A Man of Ideas: The Legacy of Mortimer Adler | Andrew Svenning | Catholic World Report
More than a decade after his death, Dr. Adler’s work of bringing philosophy to everyone continues. Max Weismann discusses the mission of the “Philosopher at Large” and his own work at the Center for the Study of the Great Ideas.
Mortimer J. Adler passed away in June of 2001, having left an indelible mark on 20th century philosophy. A standard history of philosophy text might place him under the subheading of the Aristotelian and Thomistic revivals of his time, but his contributions extend far beyond the narrow confines one might associate with academic philosophy. He acted as the founder and director of the Institute for Philosophical Research, Chairman of the Board of Editors for the Encyclopaedia Britannica, and co-founded both the Aspen Institute and the Center for the Study of the Great Ideas. Adler truly was the “Philosopher at Large,” the title of his 1977 intellectual autobiography, because unlike many in the discipline, he spoke to a wider audience. His interlocutors were not a close-knit circle of elite intellectuals and his published works were not technical tracts, laced in jargon accessible only to fellow professional academics. Adler was always more interested in the average person, who by nature possessed the ability to think and, therefore, to philosophize. This notion is best summed up by a phrase he came back to over and over again throughout his life: “Philosophy is everybody’s business”—a proposition upon which he staked his career.

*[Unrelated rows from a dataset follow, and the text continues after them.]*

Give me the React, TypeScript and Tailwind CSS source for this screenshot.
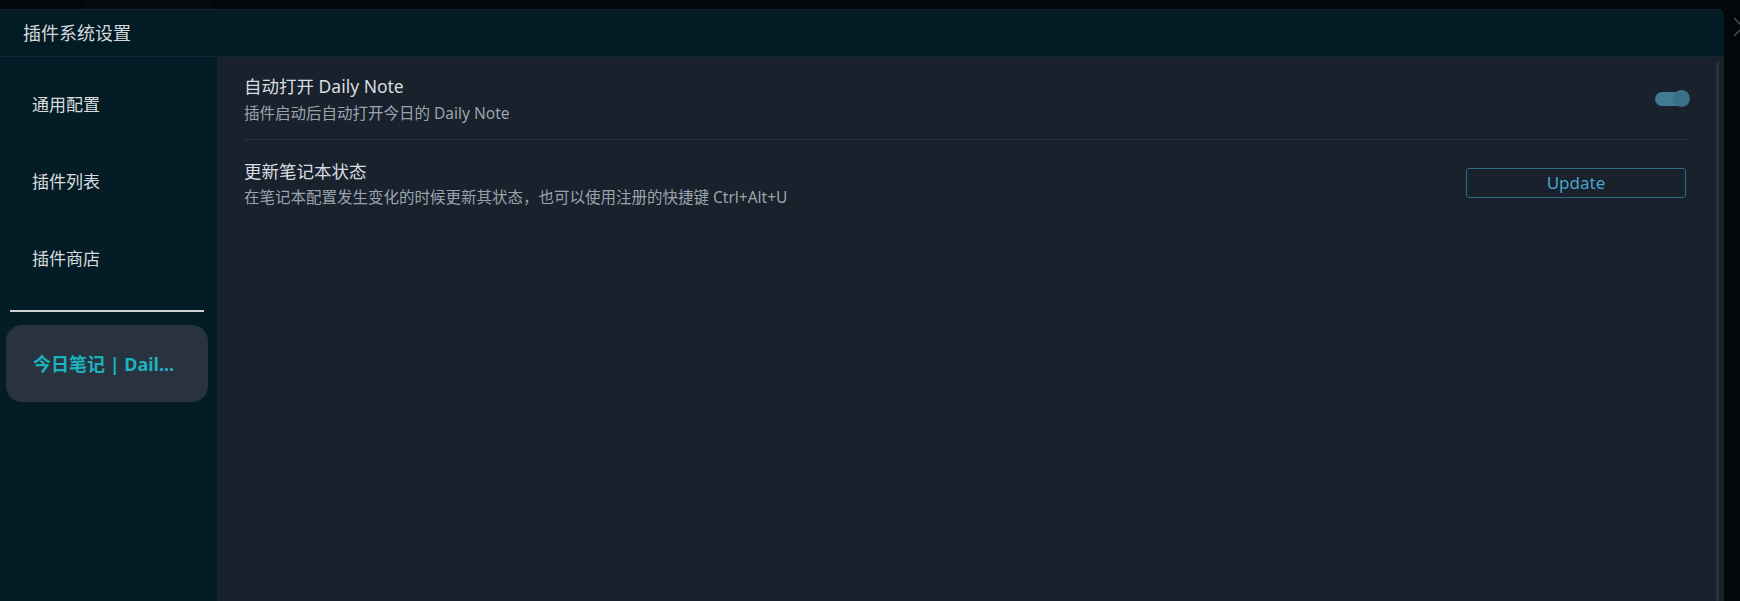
import React from "react";

const font = { fontFamily: '"Segoe UI","Noto Sans","Noto Sans CJK SC",sans-serif' };

function Toggle() {
  return (
    <div className="relative w-[35px] h-[17px] mr-[-4px] shrink-0">
      <div className="absolute left-0 right-[1px] top-[2px] h-[14px] rounded-full bg-[#417b93]" />
      <div className="absolute right-0 top-0 w-[17px] h-[17px] rounded-full bg-[#3a7189]" />
    </div>
  );
}

export default function App() {
  return (
    <div
      className="relative w-[1740px] h-[601px] overflow-hidden bg-[#040709] flex flex-col"
      style={font}
    >
      {/* top strip */}
      <div className="h-[9px] shrink-0 flex">
        <div className="w-[82px]" />
        <div className="w-[131px] bg-[#070a0d] border-b border-[#0c1014]" />
      </div>

      {/* close icon */}
      <svg
        className="absolute left-[1733px] top-[17px]"
        width="20"
        height="20"
        viewBox="0 0 20 20"
        fill="none"
        stroke="#3d4953"
        strokeWidth="1.6"
      >
        <path d="M1 1 L19 19 M19 1 L1 19" />
      </svg>

      {/* modal */}
      <div className="w-[1724px] flex-1 flex flex-col min-h-0 rounded-tr-[5px] overflow-hidden">
        <div className="h-[48px] shrink-0 bg-[#031b25] border-t border-[#0a2430] border-b border-b-[#0e2935] flex items-center pl-[23px]">
          <span className="text-[18px] leading-[24px] text-[#d6d9dc]">插件系统设置</span>
        </div>

        <div className="flex-1 flex min-h-0">
          {/* sidebar */}
          <div className="w-[217px] shrink-0 bg-[#041c26] pt-[9px] flex flex-col">
            <div className="h-[77px] flex items-center pl-[32px] text-[17px] text-[#d9dcdf]">通用配置</div>
            <div className="h-[77px] flex items-center pl-[32px] text-[17px] text-[#d9dcdf]">插件列表</div>
            <div className="h-[77px] flex items-center pl-[32px] text-[17px] text-[#d9dcdf]">插件商店</div>
            <div className="mt-[13px] ml-[10px] w-[194px] h-[2px] bg-[#cfd1d3]" />
            <div className="mt-[13px] ml-[6px] w-[202px] h-[77px] rounded-[16px] bg-[#29323f] flex items-center pl-[27px] pt-[2px]">
              <span className="text-[18px] font-bold text-[#1bb3bd] whitespace-nowrap">今日笔记 | Dail...</span>
            </div>
          </div>

          {/* content */}
          <div className="relative flex-1 bg-[#18212c] pl-[27px] pr-[38px]">
            <div className="absolute right-[5px] top-[5px] bottom-0 w-[3px] rounded-full bg-[#28323e]" />

            <div className="flex items-center justify-between pt-[16px] pb-[15px] border-b border-[#2a333e]">
              <div className="flex flex-col">
                <span className="text-[17.5px] leading-[26px] text-[#dadde0]">自动打开 Daily Note</span>
                <span className="mt-[3px] text-[15.5px] leading-[22px] text-[#9ba4ad]">插件启动后自动打开今日的 Daily Note</span>
              </div>
              <Toggle />
            </div>

            <div className="flex items-center justify-between pt-[18px]">
              <div className="flex flex-col">
                <span className="text-[17.5px] leading-[26px] text-[#dadde0]">更新笔记本状态</span>
                <span className="mt-[2px] text-[15.5px] leading-[22px] text-[#9ba4ad]">
                  在笔记本配置发生变化的时候更新其状态，也可以使用注册的快捷键 Ctrl+Alt+U
                </span>
              </div>
              <button className="w-[220px] h-[30px] rounded-[3px] border border-[#2d6a84] bg-transparent text-[17px] leading-[24px] text-[#4ba4c7] flex items-center justify-center">
                Update
              </button>
            </div>
          </div>
        </div>
      </div>
    </div>
  );
}
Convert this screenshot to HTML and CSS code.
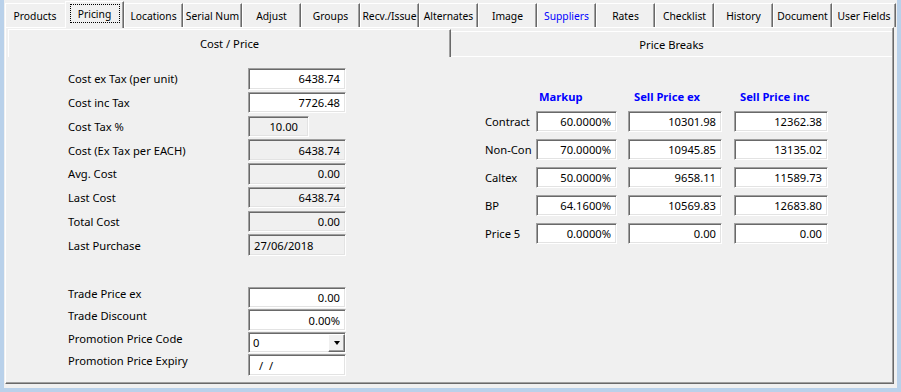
FILE: index.html
```html
<!DOCTYPE html>
<html lang="en">
  <head>
    <meta charset="UTF-8" />
    <title>Pricing</title>
    <link rel="stylesheet" href="styles.css">
  </head>
  <body>
    <div class="window">
      <!-- Top tab strip -->
      <div class="tabs">
        <div class="tab first">Products</div>
        <div class="tab active"><span class="focus">Pricing</span></div>
        <div class="tab">Locations</div>
        <div class="tab">Serial Num</div>
        <div class="tab">Adjust</div>
        <div class="tab">Groups</div>
        <div class="tab">Recv./Issue</div>
        <div class="tab">Alternates</div>
        <div class="tab">Image</div>
        <div class="tab link">Suppliers</div>
        <div class="tab">Rates</div>
        <div class="tab">Checklist</div>
        <div class="tab">History</div>
        <div class="tab">Document</div>
        <div class="tab last">User Fields</div>
      </div>

      <div class="page">
        <div class="subtabs">
          <div class="subtab active">Cost / Price</div>
          <div class="subtab inactive">Price Breaks</div>
        </div>

        <div class="content">
          <!-- Cost / Price -->
          <div class="cost">
            <div class="group">
              <span class="label">Cost ex Tax (per unit)</span>
              <span class="field">6438.74</span>

              <span class="label">Cost inc Tax</span>
              <span class="field">7726.48</span>

              <span class="label">Cost Tax %</span>
              <span class="field readonly short">10.00</span>

              <span class="label">Cost (Ex Tax per EACH)</span>
              <span class="field readonly">6438.74</span>

              <span class="label">Avg. Cost</span>
              <span class="field readonly">0.00</span>

              <span class="label">Last Cost</span>
              <span class="field readonly">6438.74</span>

              <span class="label">Total Cost</span>
              <span class="field readonly">0.00</span>

              <span class="label">Last Purchase</span>
              <span class="field readonly left">27/06/2018</span>
            </div>

            <div class="group lower">
              <span class="label">Trade Price ex</span>
              <span class="field">0.00</span>

              <span class="label">Trade Discount</span>
              <span class="field">0.00%</span>

              <span class="label">Promotion Price Code</span>
              <span class="field select">
                <span>0</span>
                <span class="drop"><span class="arrow"></span></span>
              </span>

              <span class="label">Promotion Price Expiry</span>
              <span class="field left date">/  /</span>
            </div>
          </div>

          <!-- Price Breaks -->
          <div class="breaks">
            <span></span>
            <span class="head markup">Markup</span>
            <span class="head">Sell Price ex</span>
            <span class="head">Sell Price inc</span>

            <span class="row-label">Contract</span>
            <span class="field pct">60.0000%</span>
            <span class="field wide">10301.98</span>
            <span class="field wide">12362.38</span>

            <span class="row-label">Non-Con</span>
            <span class="field pct">70.0000%</span>
            <span class="field wide">10945.85</span>
            <span class="field wide">13135.02</span>

            <span class="row-label">Caltex</span>
            <span class="field pct">50.0000%</span>
            <span class="field wide">9658.11</span>
            <span class="field wide">11589.73</span>

            <span class="row-label">BP</span>
            <span class="field pct">64.1600%</span>
            <span class="field wide">10569.83</span>
            <span class="field wide">12683.80</span>

            <span class="row-label">Price 5</span>
            <span class="field pct">0.0000%</span>
            <span class="field wide">0.00</span>
            <span class="field wide">0.00</span>
          </div>
        </div>
      </div>
    </div>
  </body>
</html>
```

FILE: styles.css
```css
* {
  box-sizing: border-box;
}

body {
  margin: 0;
  width: 901px;
  height: 392px;
  overflow: hidden;
  background: #b9d1ea;
  font-family: "Noto Sans", Arial, sans-serif;
  font-size: 11.2px;
  color: #000;
}

.window {
  margin-left: 4px;
  width: 893px;
  height: 388px;
  padding-top: 1px;
  background: #f0f0f0;
}

/* top tab strip */
.tabs {
  display: flex;
  height: 26px;
  padding-left: 1px;
}

.tab {
  width: 59px;
  height: 24px;
  margin-top: 2px;
  padding-top: 1px;
  border-top: 1px solid #fff;
  border-left: 1px solid #fff;
  border-right: 1px solid #696969;
  box-shadow: inset -1px 0 0 #a0a0a0;
  display: flex;
  align-items: center;
  justify-content: center;
  font-size: 10.3px;
  white-space: nowrap;
  overflow: hidden;
}

.tab.first {
  width: 60px;
  border-right-color: transparent;
  box-shadow: none;
}

.tab.active {
  position: relative;
  z-index: 1;
  height: 27px;
  margin-top: 0;
  margin-bottom: -1px;
  padding-top: 2px;
  align-items: flex-start;
  background: #f0f0f0;
}

.tab.last {
  width: 64px;
}

.tab.link {
  color: #0000ff;
}

.focus {
  width: 50px;
  height: 19px;
  border: 1px dotted #000;
  display: flex;
  align-items: center;
  justify-content: center;
}

/* page under the tabs */
.page {
  margin-left: 1px;
  width: 889px;
  height: 357px;
  padding: 1px 0 0 1px;
  border-top: 1px solid #fff;
  border-left: 1px solid #fff;
  border-right: 1px solid #696969;
  border-bottom: 1px solid #696969;
  box-shadow: inset -1px -1px 0 #a0a0a0;
}

.subtabs {
  display: flex;
  height: 28px;
  margin-left: 1px;
}

.subtab {
  display: flex;
  align-items: center;
  justify-content: center;
}

.subtab.active {
  width: 443px;
  border-top: 1px solid #fff;
  border-left: 1px solid #fff;
  border-right: 1px solid #696969;
  box-shadow: inset -1px 0 0 #a0a0a0;
}

.subtab.inactive {
  flex: 1;
  margin-top: 2px;
  margin-right: 1px;
  border-top: 1px solid #fff;
  border-bottom: 1px solid #fff;
}

.content {
  display: flex;
}

/* cost column */
.cost {
  width: 444px;
  padding: 11px 0 0 61px;
}

.group {
  display: grid;
  grid-template-columns: 180px 98px;
  grid-auto-rows: 21.5px;
  row-gap: 2.25px;
  align-items: center;
}

.group.lower {
  margin-top: 31px;
  row-gap: 1px;
}

.group.lower .label {
  align-self: start;
  line-height: 15px;
  margin-top: -1px;
}

.label {
  white-space: nowrap;
}

.field {
  height: 100%;
  width: 98px;
  padding: 0 5px;
  display: flex;
  align-items: center;
  justify-content: flex-end;
  background: #fff;
  border-top: 1px solid #a0a0a0;
  border-left: 1px solid #a0a0a0;
  border-right: 1px solid #fff;
  border-bottom: 1px solid #fff;
  box-shadow: inset 1px 1px 0 #696969, inset -1px -1px 0 #e3e3e3;
  white-space: pre;
}

.field.readonly {
  background: #f0f0f0;
}

.field.short {
  width: 61px;
  padding-right: 10px;
}

.field.left {
  justify-content: flex-start;
}

.field.date {
  padding-left: 10px;
}

.field.select {
  justify-content: space-between;
  padding: 0 0 0 4px;
}

.drop {
  width: 17px;
  height: 18px;
  display: flex;
  align-items: center;
  justify-content: center;
  background: #f0f0f0;
  border-top: 1px solid #fff;
  border-left: 1px solid #fff;
  border-right: 1px solid #696969;
  border-bottom: 1px solid #696969;
  box-shadow: inset -1px -1px 0 #a0a0a0;
}

.arrow {
  width: 0;
  height: 0;
  margin-top: 1px;
  border-top: 4px solid #000;
  border-left: 3.5px solid transparent;
  border-right: 3.5px solid transparent;
}

/* price breaks */
.breaks {
  display: grid;
  grid-template-columns: 51px 92px 106px 94px;
  grid-template-rows: 15px;
  grid-auto-rows: 21px;
  row-gap: 7px;
  align-items: center;
  padding: 32px 0 0 34px;
}

.head {
  color: #0000ff;
  font-weight: bold;
  padding-left: 6px;
  line-height: 15px;
  white-space: nowrap;
}

.head.markup {
  padding-left: 3px;
}

.row-label {
  white-space: nowrap;
}

.field.pct {
  width: 81px;
}

.field.wide {
  width: 94px;
}
```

“To be a human being is to be endowed with the proclivity to philosophize,” says Max Weismann, who co-founded the Center for the Study of the Great Ideas with Adler back in 1990. “To some degree we all engage in philosophical thought in the course of our daily lives.” And what is it we all should be philosophizing about? Weismann and his mentor have a reply: “The answer, in a word, is Ideas. In two words, it is Great Ideas—the ideas basic and indispensable to understanding ourselves, our society, and the world in which we live.”
These Great Ideas form the basis for Adler’s philosophic enterprise, an enterprise his best student is now carrying on. The center operates as the resource for accessing Dr. Adler’s works, providing members with subscriptions to weekly and quarterly journals, lectures, DVDs, and an array of information on Great Books programs.
Weismann’s journey as a student of Adler began after an epiphany he had discussing Plato’s Apology at a Great Books seminar in 1959.